84,000 people went to an A&E department because of a garden related injury in 1998. (if anyone knows a more recent or allotment biased figure do let us know).
140 degrees Fahrenheit is the temperature a compost heap must reach for six weeks to kill off any weeds, pests or pathogens.
The garden that is finished is dead. HE Bates
Old Gardeners never die, they just spade away.
EVERY child who has gardening tools,
Should learn by heart these gardening rules.
He who owns a gardening spade,
Should be able to dig the depth of its blade.
He who owns a gardening hoe,
Must be sure how he means his strokes to go.
But he who owns a gardening fork,
May make it do all the other tools’ work.
Though to shift, or to pot, or annex what you can,
A trowel’s the tool for child, woman, or man.
’Twas a bird that sits in the medlar-tree,
Who sang these gardening saws to me.
The Little Gardener’s Alphabet of Proverbs
AUTUMN-SOWN annuals flower soonest and strongest
What you sow in the spring, sow often and thin.
BULBS bought early are best chosen.
If you wish your tulips to wake up gay,
They must all be in bed by Lord Mayor’s Day.
“Cut my leaves this year, and you won’t cut my flowers next year,” said the Daffodil to Tabitha Tidy.
CUT a rose for your neighbour, and it will tell two buds to blossom for you.
DON’T let me forget to pray for travellers when I thank Heaven I’m content to stay in my own garden. It is furnished from the ends of the earth.
ENOUGH comes out of anybody’s old garden in autumn, to stock a new one for somebody else.

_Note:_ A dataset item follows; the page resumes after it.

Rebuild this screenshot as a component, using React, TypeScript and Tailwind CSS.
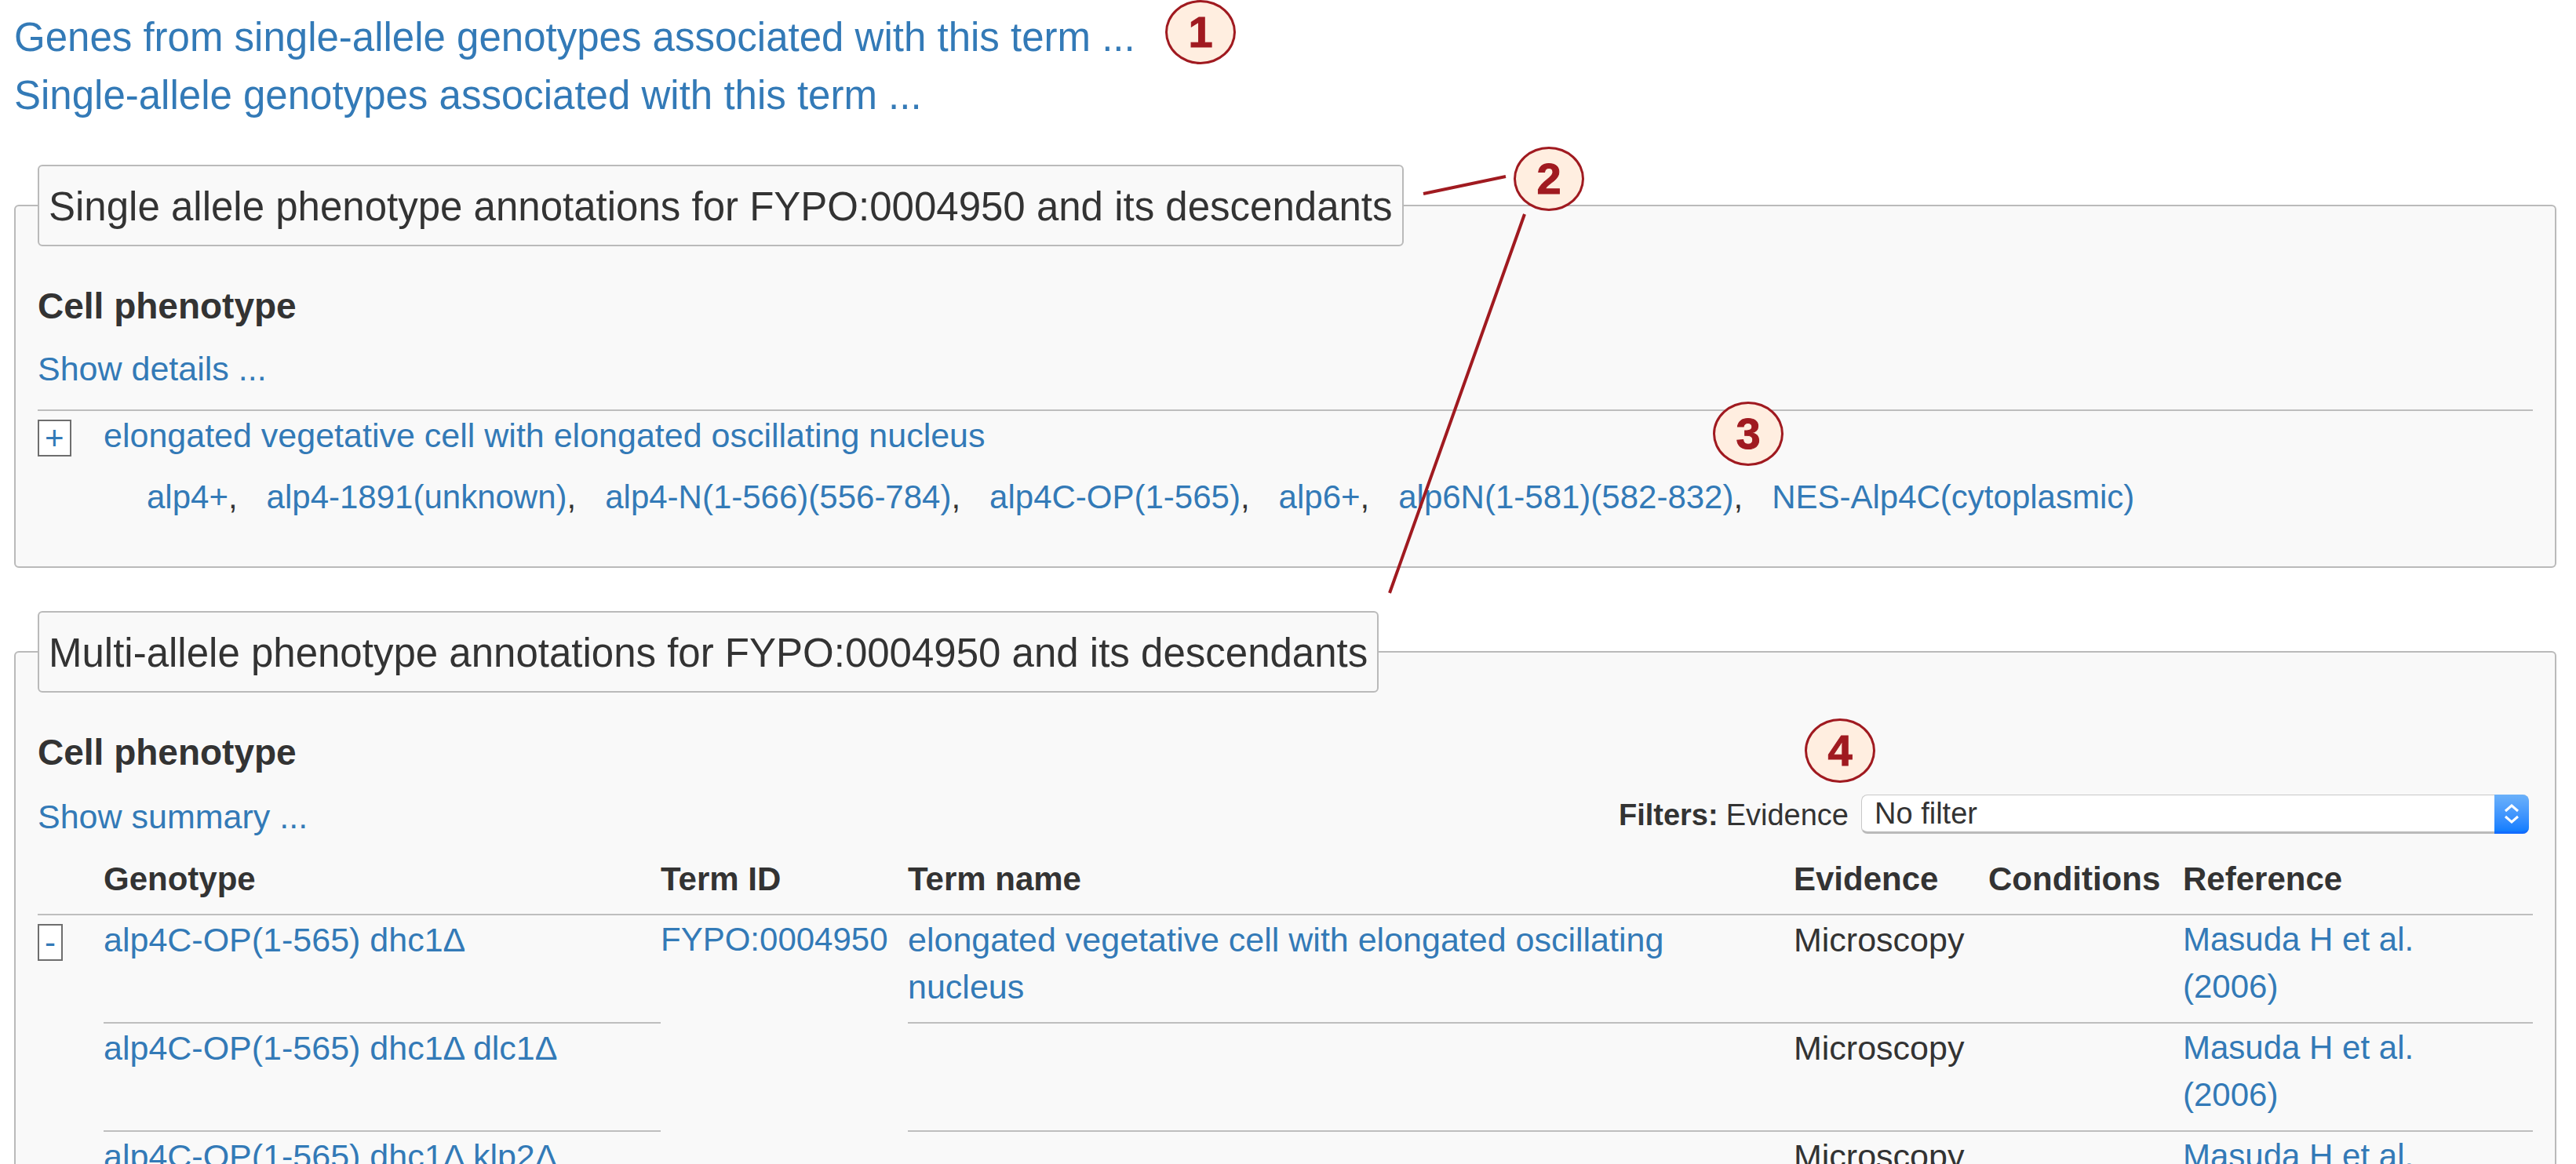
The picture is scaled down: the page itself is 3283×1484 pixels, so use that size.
import type { ReactNode } from "react";

const linkClass = "text-[#337ab7] hover:underline";

function Link({ children }: { children: ReactNode }) {
  return (
    <a href="#" className={linkClass}>
      {children}
    </a>
  );
}

function Toggle({ sign, label }: { sign: string; label: string }) {
  return (
    <button
      type="button"
      aria-label={label}
      className="mt-[11px] flex h-[47px] items-center border-2 border-[#6e6e6e] bg-white px-[7px] text-[42px] leading-none text-[#337ab7]"
    >
      {sign}
    </button>
  );
}

function Section({ title, className, children }: { title: string; className: string; children: ReactNode }) {
  return (
    <fieldset className={`min-w-0 rounded-md border-2 border-[#bababa] bg-[#f9f9f9] px-7 ${className}`}>
      <legend className="rounded-md border-2 border-[#bababa] bg-[#f9f9f9] px-3 pt-4 pb-3 text-[51px] leading-[72px]">
        {title}
      </legend>
      <h3 className="mt-[46px] text-[46px] leading-[60px] font-bold">Cell phenotype</h3>
      {children}
    </fieldset>
  );
}

function Marker({ n, className }: { n: number; className: string }) {
  return (
    <div
      className={`absolute flex h-[82px] w-[90px] items-center justify-center rounded-[50%] border-[3px] border-[#a01a20] bg-[#ffeee0] text-[56px] leading-none font-bold text-[#a01a20] [-webkit-text-stroke:1px_#a01a20] ${className}`}
    >
      {n}
    </div>
  );
}

const alleles = [
  "alp4+",
  "alp4-1891(unknown)",
  "alp4-N(1-566)(556-784)",
  "alp4C-OP(1-565)",
  "alp6+",
  "alp6N(1-581)(582-832)",
  "NES-Alp4C(cytoplasmic)",
];

const genotypes = ["alp4C-OP(1-565) dhc1Δ", "alp4C-OP(1-565) dhc1Δ dlc1Δ", "alp4C-OP(1-565) dhc1Δ klp2Δ"];

export default function App() {
  return (
    <main className="relative h-screen overflow-hidden bg-white pt-[11px] pr-[25px] pl-[18px] font-['Liberation_Sans',Arial,sans-serif] text-[43px] leading-[60px] text-[#333]">
      <nav className="flex flex-col items-start text-[51px] leading-[74px]">
        <Link>Genes from single-allele genotypes associated with this term ...</Link>
        <Link>Single-allele genotypes associated with this term ...</Link>
      </nav>

      <Section title="Single allele phenotype annotations for FYPO:0004950 and its descendants" className="mt-[51px] pb-[58px]">
        <div className="mt-5">
          <Link>Show details ...</Link>
        </div>
        <div className="mt-[22px] flex border-t-2 border-[#bebebe]">
          <div className="w-[84px] shrink-0">
            <Toggle sign="+" label="Expand term" />
          </div>
          <div className="pt-px">
            <Link>elongated vegetative cell with elongated oscillating nucleus</Link>
            <ul className="mt-[19px] flex flex-wrap gap-x-[37px] pl-[55px] text-[42px]">
              {alleles.map((a, i) => (
                <li key={a}>
                  <Link>{a}</Link>
                  {i < alleles.length - 1 && ","}
                </li>
              ))}
            </ul>
          </div>
        </div>
      </Section>

      <Section title="Multi-allele phenotype annotations for FYPO:0004950 and its descendants" className="mt-[55px] pb-[58px]">
        <div className="mt-[22px] flex items-start justify-between">
          <Link>Show summary ...</Link>
          <div className="mt-0.5 mr-[5px] flex items-center text-[38px] leading-[52px]">
            <strong className="mr-[10px]">Filters:</strong>
            <label htmlFor="evidence" className="mr-4">
              Evidence
            </label>
            <div className="relative h-[52px]">
              <select
                id="evidence"
                className="block h-[50px] w-[851px] appearance-none rounded-lg border border-b-[3px] border-[#c8c8c8] border-b-[#bababa] bg-white pr-14 pl-4 text-[38px] leading-[44px]"
              >
                <option>No filter</option>
              </select>
              <span className="pointer-events-none absolute top-0 right-0 flex h-[50px] w-[44px] items-center justify-center rounded-r-lg border-b-[3px] border-[#126cff] bg-linear-to-b from-[#6bb1fa] to-[#0f7dff]">
                <svg width="20" height="28" viewBox="0 0 20 28" fill="none" stroke="white" strokeWidth="3" aria-hidden="true">
                  <path d="M2 11 10 4l8 7M2 18l8 7 8-7" />
                </svg>
              </span>
            </div>
          </div>
        </div>

        <table className="mt-5 w-full table-fixed border-collapse text-left align-top">
          <colgroup>
            <col className="w-[84px]" />
            <col className="w-[710px]" />
            <col className="w-[315px]" />
            <col />
            <col className="w-[248px]" />
            <col className="w-[248px]" />
            <col className="w-[446px]" />
          </colgroup>
          <thead>
            <tr className="border-b-2 border-[#bebebe] text-[42px]">
              <td />
              {["Genotype", "Term ID", "Term name", "Evidence", "Conditions", "Reference"].map((h) => (
                <th key={h} scope="col" className="pb-[14px] font-bold">
                  {h}
                </th>
              ))}
            </tr>
          </thead>
          <tbody>
            {genotypes.map((g, i) => (
              <tr key={g} className="align-top">
                {i === 0 && (
                  <td rowSpan={3}>
                    <Toggle sign="-" label="Collapse term" />
                  </td>
                )}
                <td className="border-b-2 border-[#bebebe] pt-px pb-[15px]">
                  <Link>{g}</Link>
                </td>
                {i === 0 && (
                  <td rowSpan={3} className="pt-px text-[42px]">
                    <Link>FYPO:0004950</Link>
                  </td>
                )}
                <td className="border-b-2 border-[#bebebe] pt-px pr-12 pb-[15px]">
                  {i === 0 && <Link>elongated vegetative cell with elongated oscillating nucleus</Link>}
                </td>
                <td className="border-b-2 border-[#bebebe] pt-px pb-[15px]">Microscopy</td>
                <td className="border-b-2 border-[#bebebe] pt-px pb-[15px]" />
                <td className="border-b-2 border-[#bebebe] pt-px pr-[120px] pb-[15px] text-[42px]">
                  <Link>Masuda H et al. (2006)</Link>
                </td>
              </tr>
            ))}
          </tbody>
        </table>
      </Section>

      <svg className="pointer-events-none absolute top-0 left-0 overflow-visible" width="1" height="1" stroke="#a01a20" strokeWidth="4" aria-hidden="true">
        <path d="M1814 247 1919 225M1943 273 1771 756" />
      </svg>
      <Marker n={1} className="top-0 left-[1485px]" />
      <Marker n={2} className="top-[187px] left-[1929px]" />
      <Marker n={3} className="top-[512px] left-[2183px]" />
      <Marker n={4} className="top-[916px] left-[2300px]" />
    </main>
  );
}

But you want sympathy on one side and sense on the other, and they are rarer than most perennials.
FLOWERS are like gentlemen—“Best everywhere.”[a]
GIVE Mother Earth plenty of food, and she’ll give you plenty of flowers.

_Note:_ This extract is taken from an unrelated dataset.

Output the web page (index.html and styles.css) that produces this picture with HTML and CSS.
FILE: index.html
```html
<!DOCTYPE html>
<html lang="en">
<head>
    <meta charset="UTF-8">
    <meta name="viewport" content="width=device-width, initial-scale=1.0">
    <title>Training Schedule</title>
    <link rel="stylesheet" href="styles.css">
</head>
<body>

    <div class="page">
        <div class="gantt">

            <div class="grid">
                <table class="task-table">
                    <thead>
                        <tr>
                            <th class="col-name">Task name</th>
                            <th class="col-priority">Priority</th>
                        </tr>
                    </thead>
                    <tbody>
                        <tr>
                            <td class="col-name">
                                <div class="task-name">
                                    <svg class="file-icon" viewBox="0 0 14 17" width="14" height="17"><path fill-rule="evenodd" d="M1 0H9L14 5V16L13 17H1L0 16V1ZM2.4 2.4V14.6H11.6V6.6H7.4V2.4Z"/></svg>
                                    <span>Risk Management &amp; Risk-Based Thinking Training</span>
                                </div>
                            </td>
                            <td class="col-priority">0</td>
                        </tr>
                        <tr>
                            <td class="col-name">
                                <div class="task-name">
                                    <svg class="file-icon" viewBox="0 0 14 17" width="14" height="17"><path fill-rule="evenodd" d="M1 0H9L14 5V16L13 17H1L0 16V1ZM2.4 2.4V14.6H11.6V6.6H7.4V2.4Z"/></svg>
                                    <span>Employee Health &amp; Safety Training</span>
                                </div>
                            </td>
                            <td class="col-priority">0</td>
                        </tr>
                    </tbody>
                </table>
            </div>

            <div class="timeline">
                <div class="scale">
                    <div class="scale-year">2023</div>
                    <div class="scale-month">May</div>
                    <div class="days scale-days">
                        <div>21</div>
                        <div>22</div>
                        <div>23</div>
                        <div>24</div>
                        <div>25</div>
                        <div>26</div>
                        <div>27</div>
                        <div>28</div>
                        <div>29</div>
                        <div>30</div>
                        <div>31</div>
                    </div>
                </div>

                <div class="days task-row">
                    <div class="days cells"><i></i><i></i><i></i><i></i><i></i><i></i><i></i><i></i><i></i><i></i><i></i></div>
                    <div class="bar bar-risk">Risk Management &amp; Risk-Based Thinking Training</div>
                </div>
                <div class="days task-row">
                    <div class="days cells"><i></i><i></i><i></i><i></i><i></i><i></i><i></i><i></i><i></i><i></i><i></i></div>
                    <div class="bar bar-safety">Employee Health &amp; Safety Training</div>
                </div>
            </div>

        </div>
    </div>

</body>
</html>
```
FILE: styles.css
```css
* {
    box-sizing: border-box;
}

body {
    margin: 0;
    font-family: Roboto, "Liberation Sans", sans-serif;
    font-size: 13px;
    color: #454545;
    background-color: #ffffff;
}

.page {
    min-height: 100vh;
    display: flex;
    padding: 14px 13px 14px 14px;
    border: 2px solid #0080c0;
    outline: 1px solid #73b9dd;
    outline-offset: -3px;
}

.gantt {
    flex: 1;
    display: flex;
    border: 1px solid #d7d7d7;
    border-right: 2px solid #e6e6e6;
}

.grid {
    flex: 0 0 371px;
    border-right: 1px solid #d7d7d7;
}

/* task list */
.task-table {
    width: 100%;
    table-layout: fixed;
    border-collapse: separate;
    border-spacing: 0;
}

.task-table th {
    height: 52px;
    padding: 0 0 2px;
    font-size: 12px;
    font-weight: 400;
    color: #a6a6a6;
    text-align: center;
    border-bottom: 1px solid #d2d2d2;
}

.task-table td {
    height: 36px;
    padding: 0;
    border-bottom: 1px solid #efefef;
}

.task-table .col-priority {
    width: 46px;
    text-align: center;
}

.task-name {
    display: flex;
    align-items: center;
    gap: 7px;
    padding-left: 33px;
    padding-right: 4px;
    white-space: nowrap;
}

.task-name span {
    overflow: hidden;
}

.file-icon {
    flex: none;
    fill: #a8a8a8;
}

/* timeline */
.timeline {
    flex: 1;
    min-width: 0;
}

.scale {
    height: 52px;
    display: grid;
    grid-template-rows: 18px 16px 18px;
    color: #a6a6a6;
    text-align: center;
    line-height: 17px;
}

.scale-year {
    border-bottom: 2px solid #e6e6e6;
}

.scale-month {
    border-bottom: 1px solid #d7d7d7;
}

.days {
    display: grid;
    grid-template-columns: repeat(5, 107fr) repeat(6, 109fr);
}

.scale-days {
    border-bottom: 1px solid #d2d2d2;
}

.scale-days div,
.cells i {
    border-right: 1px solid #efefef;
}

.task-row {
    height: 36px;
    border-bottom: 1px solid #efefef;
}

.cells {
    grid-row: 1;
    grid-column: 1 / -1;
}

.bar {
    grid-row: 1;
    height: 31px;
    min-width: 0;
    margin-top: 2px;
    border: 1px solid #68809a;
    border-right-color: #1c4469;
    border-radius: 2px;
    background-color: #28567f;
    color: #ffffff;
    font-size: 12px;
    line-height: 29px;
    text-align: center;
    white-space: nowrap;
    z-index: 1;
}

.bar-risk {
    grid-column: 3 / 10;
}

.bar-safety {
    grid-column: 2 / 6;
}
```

HE who can keep what he gets, and multiply what he has got, should always buy the best kinds; and he who can do neither should buy none.
IF nothing else accounts for it, ten to one there’s a worm in the pot.
JOBBING gardeners are sometimes neat, and if they leave their rubbish behind them, the hepaticas may turn up again.
KNOWN sorts before new sorts, if your list has limits.
LEAVE a bit behind you—for conscience’s sake—if it’s only Polypodium Vulgaris.
MISCHIEF shows in the leaves, but lies at the root.
NORTH borders are warmest in winter.
OLD women’s window-plants have guardian angels.
PUSSY cats have nine lives and some pot-plants have more; but both do die of neglect.
QUAINT, gay, sweet, and good for nosegays, is good enough for my garden.
RUBBISH is rubbish when it lies about—compost when it’s all of a heap—and food for flowers when it’s dug in.
SOW thick, and you’ll have to thin; but sow peas as thick as you please.
TREE-LEAVES in the garden, and tea-leaves in the parlour, are good for mulching.
“USEFUL if ugly,” as the toad said to the lily when he ate the grubs.
VERY little will keep Jack Frost out—before he gets in.
WATER your rose with a slop-pail when it’s in bud, and you’ll be asked the name of it when it’s in flower.
XERANTHEMUM, Rhodanthe, Helichrysum, white yellow, purple, and red.
Grow us, cut us, tie us, and bang us with drooping head.
Good Christians all, find a nook for us, for we bloom for the Church and the Dead.
YOU may find more heart’s-ease in your garden than grows in the pansy-bed.
ZINNIA elegans flore-pleno is a showy annual, and there’s a coloured picture in the catalogue; but—like many other portraits—it’s a favourable likeness.
[a] “Clowns are best in their own company, but gentlemen are best everywhere.”—Old Proverb.